Following a coffee break, the conference concluded with Panel 10: Relief, chaired by Jaclyn Granick (Cardiff University). Glenn Dynner (Fairfield University) discussed the American Joint Distribution Committee’s activities in interwar Poland, Piotr Długołęcki (Institute of National Memory, Poland) examined the aid activities of international Jewish organizations and Polish diplomatic and consular posts during the Second World War, and Elena Hoffenberg (University of Chicago) explored mobility and Jewish technical education within and beyond Interwar Poland through ORT.
The Academic Conference on Transnational Jewish Studies provided a platform for scholars to delve into various aspects of transnational Jewish experiences, including culture, migration, spirituality, journalism, aesthetics, and relief efforts.

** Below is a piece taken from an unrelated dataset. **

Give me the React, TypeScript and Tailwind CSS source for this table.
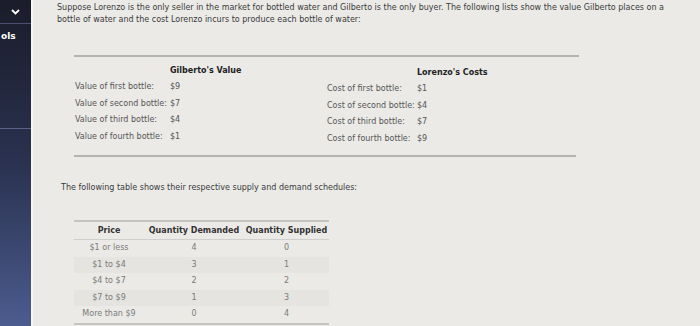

It fostered an exchange of ideas, enriched understanding, and contributed to the scholarly discourse in the field of Jewish studies.
Conclusions
The goals of the conference were to create a space for the free exchange of knowledge, the betterment of all our collective academic pursuits, and to uncover new pathways for research and the dissemination of that research. We can happily declare that all these goals have been achieved.
Despite the diversity of presentations and presenters, there were multiple common threads among them. In the future, we will be pulling on those threads to make a clearer contribution to Jewish studies.
In attendance were 34 consistent audience members, 45 engaged academics (speakers, chairs, committee members), for a total of 79 people. A much wider audience can be reached, since all panels were recorded.
Outcomes
As a result of this successful conference, we will be publishing a collection of some of the most innovative works presented in a collected volume. The book will be published with De Gruyter and available open access, thanks to financial support from our granting institutions. At this stage, authors have been contacted and their contributions should be submitted to us by mid-November.
The recordings of the presentations will be uploaded with subtitles (in English and Polish) onto the website of the POLIN Museum and YouTube so that they are available to the larger public.